● Data section:
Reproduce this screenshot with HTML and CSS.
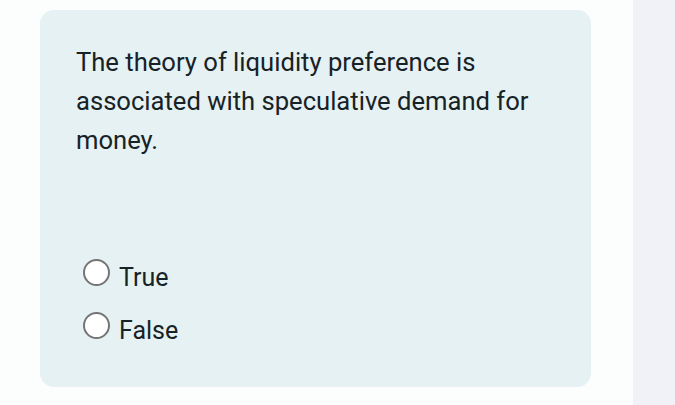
FILE: index.html
```html
<!DOCTYPE html>
<html>
<head>
<meta charset="utf-8">
<link rel="stylesheet" href="styles.css">
</head>
<body>
<div class="page">
  <main class="main">
    <section class="card">
      <p class="question">The theory of liquidity preference is associated with speculative demand for money.</p>
      <div class="options">
        <label class="option"><span class="radio"></span><span class="label">True</span></label>
        <label class="option"><span class="radio"></span><span class="label">False</span></label>
      </div>
    </section>
  </main>
  <aside class="side"></aside>
</div>
</body>
</html>
```
FILE: styles.css
```css
html, body {
  margin: 0;
  padding: 0;
  background: #fcfdfd;
}
.page {
  display: flex;
  height: 405px;
  font-family: Roboto, "Noto Sans", sans-serif;
}
.main {
  width: 633px;
  padding: 10px 42px 0 40px;
  box-sizing: border-box;
}
.side {
  flex: 1;
  background: #f0f2f7;
}
.card {
  background: #e5f1f3;
  border-radius: 14px;
  height: 377px;
  box-sizing: border-box;
  padding: 33px 36px 0 36px;
}
.question {
  margin: 0;
  font-size: 25.6px;
  line-height: 39px;
  color: #172226;
  width: 470px;
}
.options {
  margin-top: 99px;
  display: flex;
  flex-direction: column;
  gap: 20px;
  padding-left: 7px;
}
.option {
  display: flex;
  align-items: baseline;
  gap: 9px;
  font-size: 25px;
  color: #172226;
}
.radio {
  width: 23px;
  height: 23px;
  border: 2px solid #757575;
  border-radius: 50%;
  background: #fff;
}
```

● Do this: Look through the material above. Copy each line where the word "with" appears.

● Problem solution:
Reproduce this screenshot with HTML and CSS.
      <p class="question">The theory of liquidity preference is associated with speculative demand for money.</p>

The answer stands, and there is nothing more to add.